Clearly that is not the same thing as starting with something KNOWN to be true, and by using legitimate algebraic processes, arriving at the the statement you're attempting to prove true.

 

[burakaltr]

I

I agree with Subhotosh Khan....you BEGAN your proof by assuming the statement you were trying to prove. You started with the proposition you were supposedly proving, and then said "square both sides." And proceeded from there.

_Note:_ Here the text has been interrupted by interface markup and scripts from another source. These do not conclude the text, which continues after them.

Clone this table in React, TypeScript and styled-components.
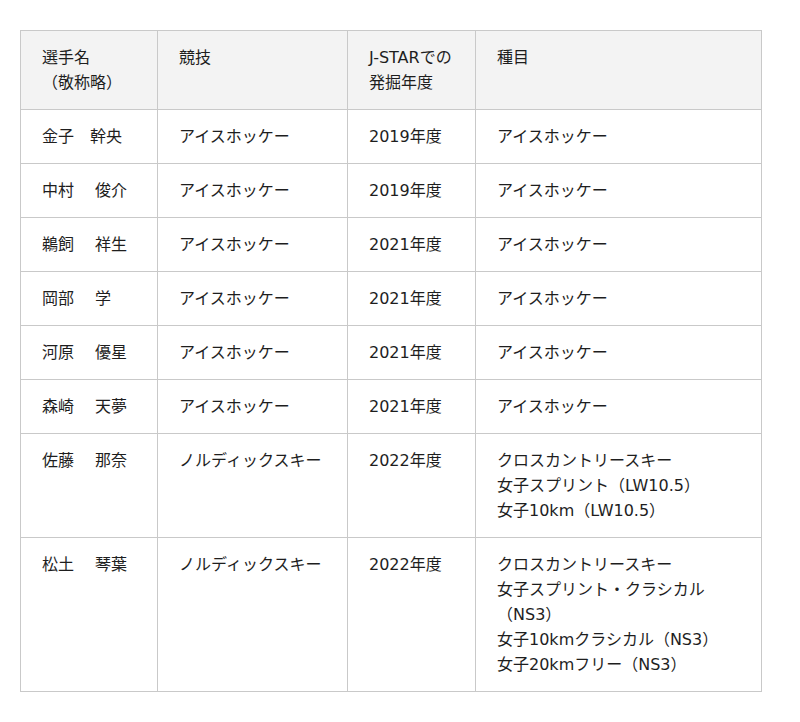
import styled, { createGlobalStyle } from "styled-components";

const GlobalStyle = createGlobalStyle`
  html, body {
    margin: 0;
    padding: 0;
    background: #ffffff;
  }
  body {
    font-family: "DejaVu Sans", "Noto Sans CJK JP", sans-serif;
    color: #1e1e1e;
  }
`;

const Page = styled.div`
  padding: 30px 20px 30px 20px;
`;

const Table = styled.table`
  width: 741px;
  border-collapse: collapse;
  table-layout: fixed;
  font-size: 16px;
  line-height: 25px;
`;

const HeadCell = styled.th<{ $w: number }>`
  box-sizing: border-box;
  width: ${(p) => p.$w}px;
  background: #f3f3f3;
  font-weight: normal;
  text-align: left;
  vertical-align: top;
  padding: 14px 21px 14px 21px;
  border: 1px solid #c9c9c9;
`;

const Cell = styled.td`
  box-sizing: border-box;
  text-align: left;
  vertical-align: top;
  padding: 14px 21px 14px 21px;
  border: 1px solid #c9c9c9;
`;

const Line = styled.div`
  white-space: nowrap;
`;

type Athlete = {
  name: string;
  sport: string;
  year: string;
  events: string[];
};

const athletes: Athlete[] = [
  { name: "金子　幹央", sport: "アイスホッケー", year: "2019年度", events: ["アイスホッケー"] },
  { name: "中村　 俊介", sport: "アイスホッケー", year: "2019年度", events: ["アイスホッケー"] },
  { name: "鵜飼　 祥生", sport: "アイスホッケー", year: "2021年度", events: ["アイスホッケー"] },
  { name: "岡部　 学", sport: "アイスホッケー", year: "2021年度", events: ["アイスホッケー"] },
  { name: "河原　 優星", sport: "アイスホッケー", year: "2021年度", events: ["アイスホッケー"] },
  { name: "森崎　 天夢", sport: "アイスホッケー", year: "2021年度", events: ["アイスホッケー"] },
  {
    name: "佐藤　 那奈",
    sport: "ノルディックスキー",
    year: "2022年度",
    events: ["クロスカントリースキー", "女子スプリント（LW10.5）", "女子10km（LW10.5）"],
  },
  {
    name: "松土　 琴葉",
    sport: "ノルディックスキー",
    year: "2022年度",
    events: [
      "クロスカントリースキー",
      "女子スプリント・クラシカル",
      "（NS3）",
      "女子10kmクラシカル（NS3）",
      "女子20kmフリー（NS3）",
    ],
  },
];

export default function App() {
  return (
    <>
      <GlobalStyle />
      <Page>
        <Table>
          <thead>
            <tr>
              <HeadCell $w={137}>
                <Line>選手名</Line>
                <Line>（敬称略）</Line>
              </HeadCell>
              <HeadCell $w={190}>競技</HeadCell>
              <HeadCell $w={128}>
                <Line>J-STARでの</Line>
                <Line>発掘年度</Line>
              </HeadCell>
              <HeadCell $w={286}>種目</HeadCell>
            </tr>
          </thead>
          <tbody>
            {athletes.map((a) => (
              <tr key={a.name}>
                <Cell>
                  <Line>{a.name}</Line>
                </Cell>
                <Cell>{a.sport}</Cell>
                <Cell>{a.year}</Cell>
                <Cell>
                  {a.events.map((e) => (
                    <Line key={e}>{e}</Line>
                  ))}
                </Cell>
              </tr>
            ))}
          </tbody>
        </Table>
      </Page>
    </>
  );
}
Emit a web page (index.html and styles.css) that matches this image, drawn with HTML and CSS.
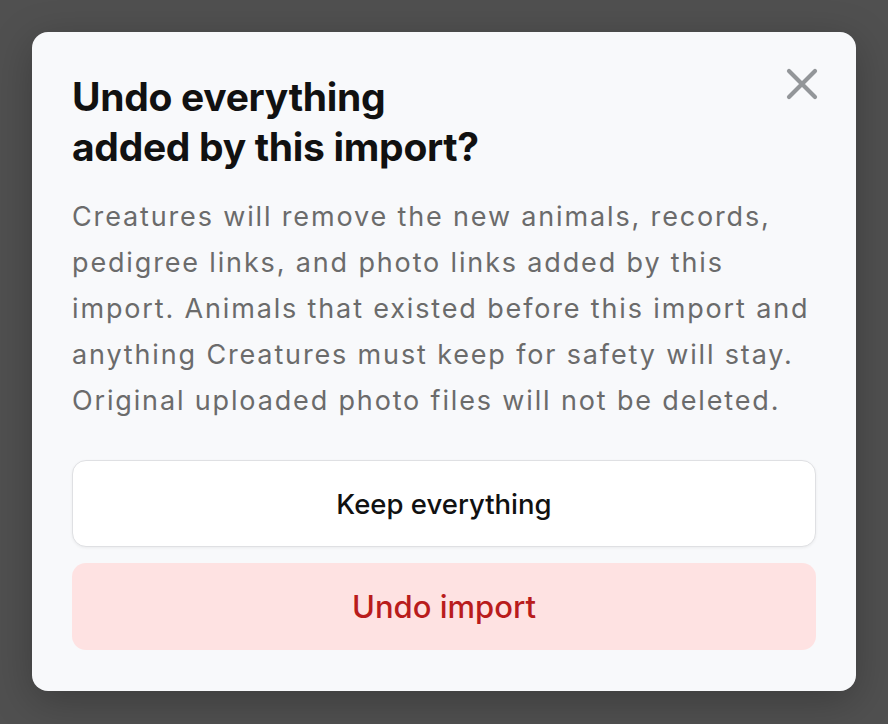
FILE: index.html
```html
<!DOCTYPE html>
<html lang="en">
<head>
    <meta charset="UTF-8">
    <meta name="viewport" content="width=device-width, initial-scale=1.0">
    <title>Undo import</title>
    <link rel="stylesheet" href="styles.css">
</head>
<body>

    <div class="dialog">
        <button class="close" aria-label="Close">
            <svg width="32" height="32" viewBox="0 0 32 32">
                <path d="M3 3 L29 29 M29 3 L3 29" stroke="#939699" stroke-width="4.2" stroke-linecap="round" fill="none"/>
            </svg>
        </button>

        <h2 class="title">Undo everything<br>added by this import?</h2>

        <p class="text">Creatures will remove the new animals, records, pedigree links, and photo links added by this import. Animals that existed before this import and anything Creatures must keep for safety will stay. Original uploaded photo files will not be deleted.</p>

        <div class="actions">
            <button class="btn keep">Keep everything</button>
            <button class="btn undo">Undo import</button>
        </div>
    </div>

</body>
</html>
```

FILE: styles.css
```css
body, html {
    margin: 0;
    padding: 0;
    height: 100%;
    overflow: hidden;
    background-color: #505050;
    font-family: Inter, "Noto Sans", sans-serif;
}

body {
    padding: 32px;
    box-sizing: border-box;
}

.dialog {
    position: relative;
    background: #f8f9fb;
    border-radius: 16px;
    padding: 40px 40px 41px;
    box-shadow: 0 10px 40px rgba(0, 0, 0, 0.25);
}

.close {
    position: absolute;
    top: 36px;
    right: 38px;
    width: 32px;
    height: 32px;
    padding: 0;
    border: 0;
    background: none;
    display: flex;
}

.title {
    margin: 0;
    font-size: 39px;
    line-height: 50px;
    font-weight: 700;
    color: #111;
    letter-spacing: -0.3px;
}

.text {
    margin: 22px 0 0;
    font-size: 27px;
    line-height: 46px;
    letter-spacing: 1.85px;
    color: #6b6b6b;
}

.actions {
    display: flex;
    flex-direction: column;
    gap: 16px;
    margin-top: 36px;
}

.btn {
    height: 87px;
    border-radius: 14px;
    font-family: inherit;
    font-weight: 500;
}

.keep {
    background: #fff;
    border: 1.5px solid #dfe0e3;
    box-shadow: 0 1px 3px rgba(0, 0, 0, 0.06);
    color: #111;
    font-size: 27.5px;
}

.undo {
    background: #fee2e2;
    border: 0;
    color: #b91c1c;
    font-size: 31px;
}
```
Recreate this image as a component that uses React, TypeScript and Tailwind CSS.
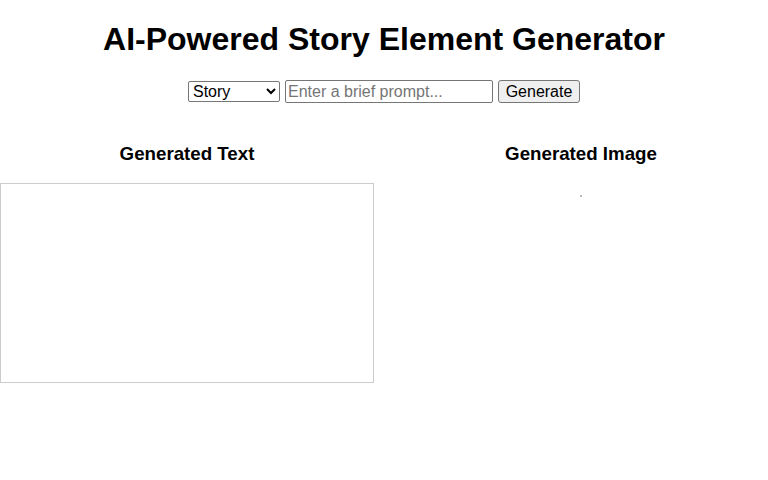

Clearly that is not the same thing as starting with something KNOWN to be true, and by using legitimate algebraic processes, arriving at the the statement you're attempting to prove true.

Thanks for your answer.

And I would like to to pose this question : If I rewind ( go backwards from finish to the beginning ) my proof, what would have i done wrong ?

Thank You.

 

[pka]

And I would like to to pose this question : If I rewind ( go backwards from finish to the beginning ) my proof, what would have i done wrong ?

Let’s be very clear on what makes an acceptable proof.
Start with a known fact.
\(\displaystyle {-2ab \ge -2|ab|}\)
\(\displaystyle a^2-2ab +b^2 \ge |a|^2-2|ab| + |b|^2\)
\(\displaystyle (a-b)^2 &\ge (|a|-|b|)^2\)
\(\displaystyle |a-b| \ge |\,|a|-|b|\,| \)

The last inequality comes from this fact:
\(\displaystyle K^2\le J^2\text{ if and only if }|K|\le |J|.\)

 

[lookagain]

Proof by contradiction
----------------------

\(\displaystyle Assume \ |a - b| \ < \ \bigg| |a| - |b|\bigg|\)


is equivalent to


\(\displaystyle \sqrt{(a - b)^2} \ < \ \sqrt{(|a| - |b|)^2}\)


because \(\displaystyle |x| \ = \ \sqrt{x^2}\)

Each side is positive. Square each side:


\(\displaystyle (a - b)^2 \ < \ (|a| - |b|)^2\)


\(\displaystyle a^2 - 2ab + b^2 \ < \ |a|^2 - 2(|a|)(|b|) + |b|^2\)


\(\displaystyle Note: \ \ (|a|)(|b|) \ = \ |ab|\)


\(\displaystyle a^2 - 2ab + b^2 \ < \ a^2 - 2|ab| + b^2\)


\(\displaystyle -2ab \ < \ -2|ab|\)


\(\displaystyle \frac{-2ab}{-2} \ > \ \frac{-2|ab|}{-2}\)


\(\displaystyle ab \ > \ |ab|\)


This is false, because the left-hand side can equal a negative number,
while the right-hand side is always nonnegative. This is a
contradiction.


Then the assumption made by me is false, so the statement
of the original problem must be true.